Já Simonds se coloca em campo oposto. Dirá ele: “A sociologia do conhecimento tem de considerar-se não como um domínio especial ou uma subdisciplina, mas como um direito de propriedade em relação à natureza própria da ciência social” [grifos meus]. A sociologia do conhecimento desempenharia dessa forma um “papel positivo” frente às ciências (no caso, as sociais) por definir a tarefa essencialmente hermenêutica dessa disciplina.

Para um, a sociologia manifesta o “mal-estar da ciência moderna”, em sua recusa (ou abandono) do ideal de um conhecimento essencial. Já o outro coloca as ciências sociais como no centro do palco para uma melhor definição de ciência. Um ringue, dois corners, em um combate que se arrasta à muitos assaltos.

Na verdade, os autores nos apontam uma faca de dois gumes: De um lado, uma ciência que não quer produzir verdades científicas; do outro, uma ciência que se acha acima das ciências, arquimédica. A ciência que só produz condições não conclusões versus a ciência que distribui conclusões antes das premissas. Deu para entender agora porque da “crise”?

A crise é geral: repito, a ousadia do para-paradigmático não é aceitável, e esse o problema. Tudo, mas TUDO na vida precisa de um sentido, orientação, rumo, solução. Problemas, dúvidas, questionamentos são válidos como ETAPAS não como situações infindáveis. Devemos adorar o não dito, venerar o incerto enquanto momento que antecede o “salto qualitativo”. Dialética é a dúvida do estabelecido sim, mas dúvida que vira síntese.

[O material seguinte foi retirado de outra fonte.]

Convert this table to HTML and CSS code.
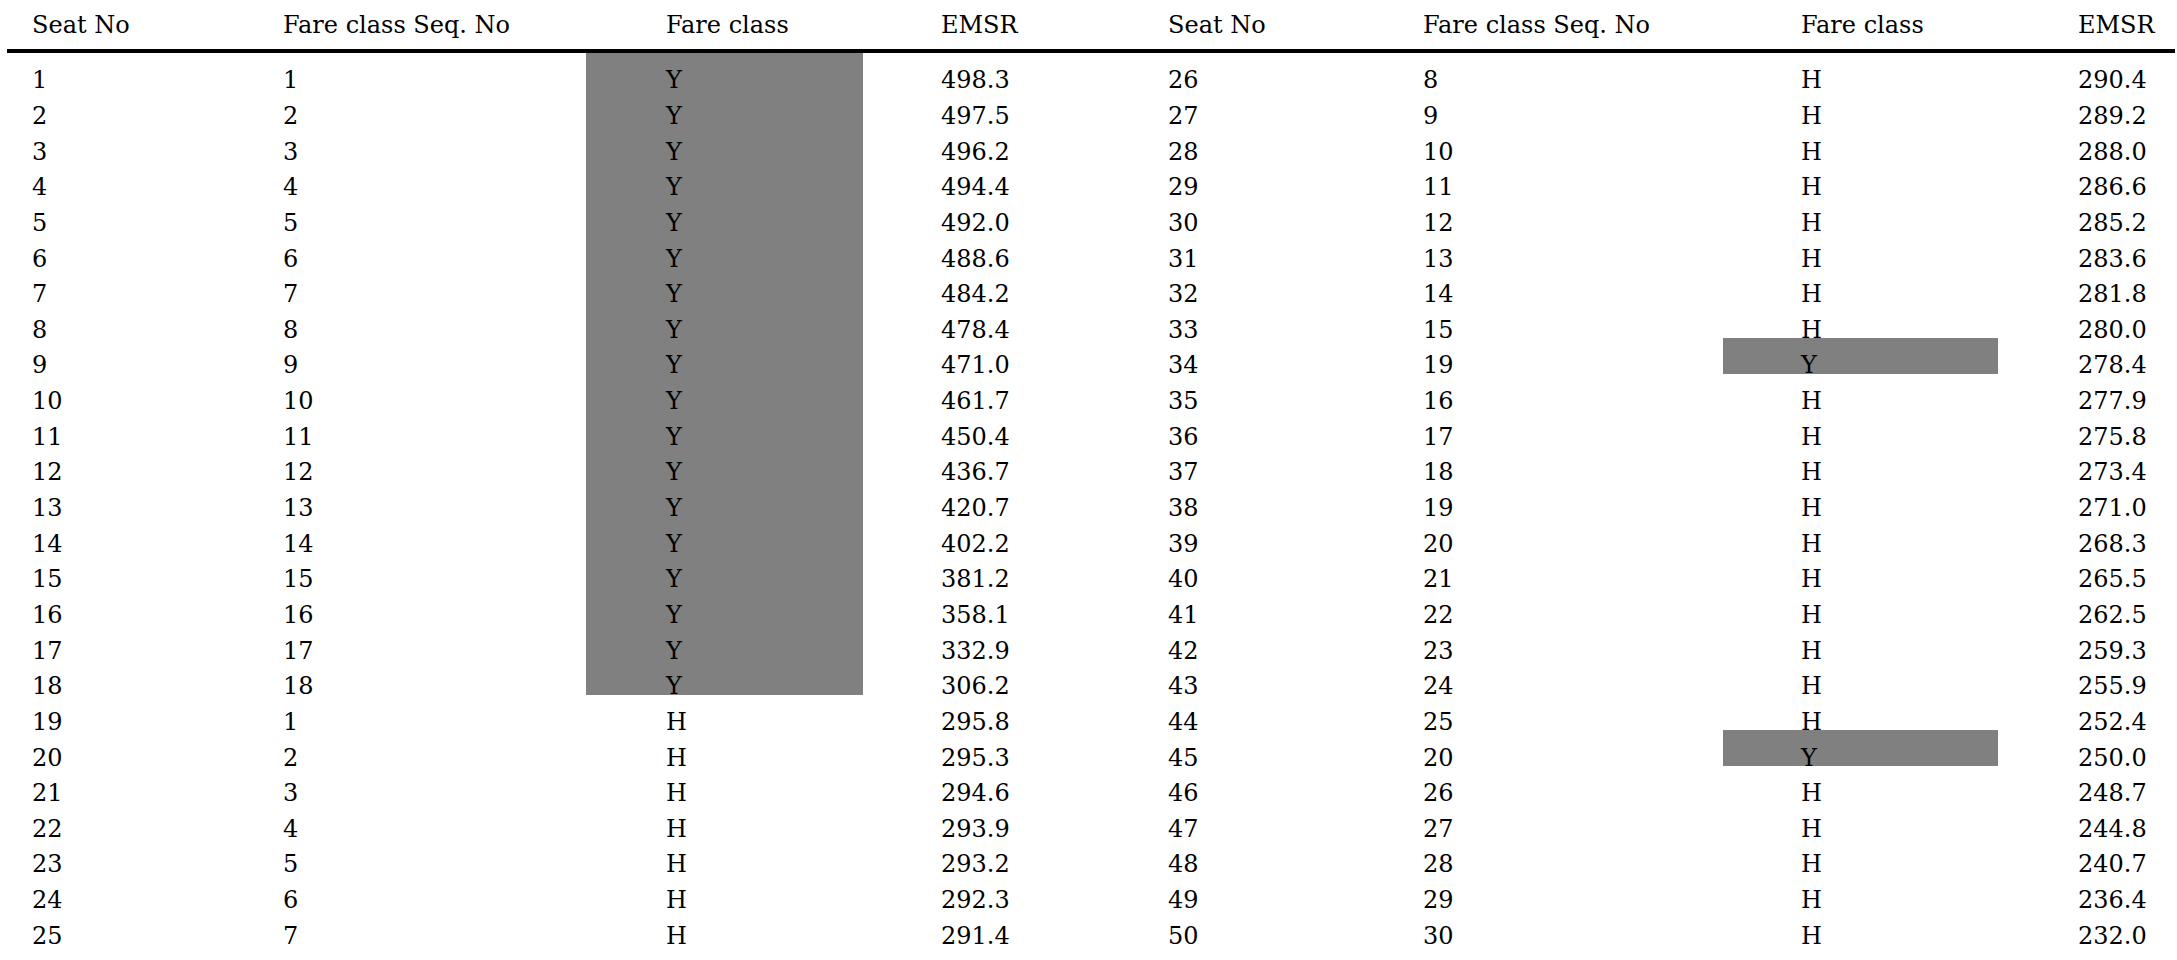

Entre a omissão e a presunção não existe meio termo, mas retorno. Então, não tem outra alternativa: temos que colocar DE UMA VEZ a pá de cal sobre as velhas pregações de academia. Acho que podemos começar questionando os “valores do mundo”. Eu acredito (com Weber, Smith até), que tudo passa pelos valores. Se enxergarmos valores que nos levem rumo a portos-mais-seguros, devemos lutar por eles. Isso sim a nova U-topia: estar “sob o solo” (utopoi), e não “sem chão” (atopoi). Ergue-nos por sobre todo esse amontoado de palavras velhas e procuramos acordos, porque afinal, o mundo vai sobrar para nós, a encrenca já é nossa. Se queremos uma certeza para começar, temos uma: os velhos morrem.

Questionar os valores para questionar o porque produzimos não conhecimento só, mas a vida como um todo. Questionar o que estamos fazendo de tudo que nos cerca e não somente como nos acercamos de tudo. Acho que uma coisa eu concordo com os realistas: o mundo existe independente das teorias que temos sobre eles. Adaptando um pouco isso, eu diria que os problemas continuam a existir até que nos ocupemos de verdade deles.

Por enquanto é isso, e o contrário disso é a crise, no meu ver. Há quem goste delas, mas eu, como já disse antes, penso diferente: continuo a gostar da periferia e da calma que ela me traz.